Heading west, after you roll under Crossover Drive, you have three options: Mingle with the traffic on JFK past the Buffalo Paddock; peel off on the bike path on the south side of Hellman Hollow, which brings you to the Polo Field and the Bercut equestrian area; or hang a left on Transverse Drive and a quick right on Overlook Drive to roll car-free down to Middle Drive West, MLK Drive, and finally Ocean Beach.
On the weekend, the Great Highway is closed to cars, and it’s a lovely, long, family-friendly roll south past dunes and ocean vistas. During the week, take the multi-use path just east of the highway to avoid traffic.
At the south end of the Great Highway, take a left on Sloat Boulevard past the SF Zoo all the way to 20th Avenue, a steady but not steep grade with traffic that might require your self-assertion and some brisk pedaling.
At 20th Ave., go right. Before you reach Stonestown, hang a left on Ocean Avenue for one of the city’s least heralded and totally wonderful neighborhood commercial stretches. It starts once you cross 19th Avenue — it’s never a bad idea to grab a banh mi at Dinosaurs near Junipero Serra — and continues as you parallel the K Ingleside Muni all the way to City College.
Watch out for twitchy drivers, a spaghetti tangle of Muni tracks, and potholes, which is worst at Balboa Park Station.
Once you’re past that mess, and still on Ocean, you’ll cross Alemany. Take a right on the slanted start of Persia Street, cross Mission Street and head uphill. At Pacita’s Salvadoran Bakery on your right get some cookie-style pastries that are perfect for dunking, and gear up for one of the biggest ascents of this ride, as Persia turns into Mansell Street and climbs up, up, up, into and through McLaren Park.
McLaren is a gem of a park, SF’s second largest, and you could spend days roaming its different nooks, crannies, and corners.

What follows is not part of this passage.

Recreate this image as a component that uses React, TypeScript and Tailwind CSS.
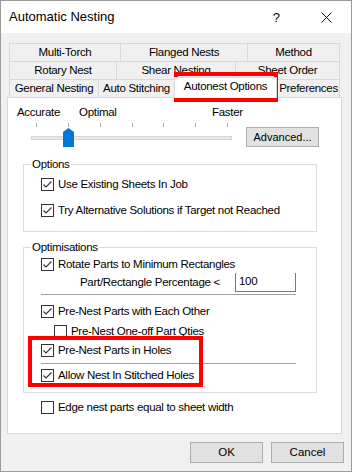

This time, we’re just passing through. Be sure to switch over to Mansell Promenade on the left as you approach the crest of the hill, and then coast all the way past John F. Shelley Drive on the left, a playground and tennis courts, and some freakin’ spectacular views on your right as you approach University Avenue and the park’s northeastern border. Cross Mansell — there’s good signage and street engineering for this — and get up to the picnic area at the top of the sweep of serpentine grasslands overlooking Visitacion Valley, San Bruno Mountain, and the post-industrial shoreline.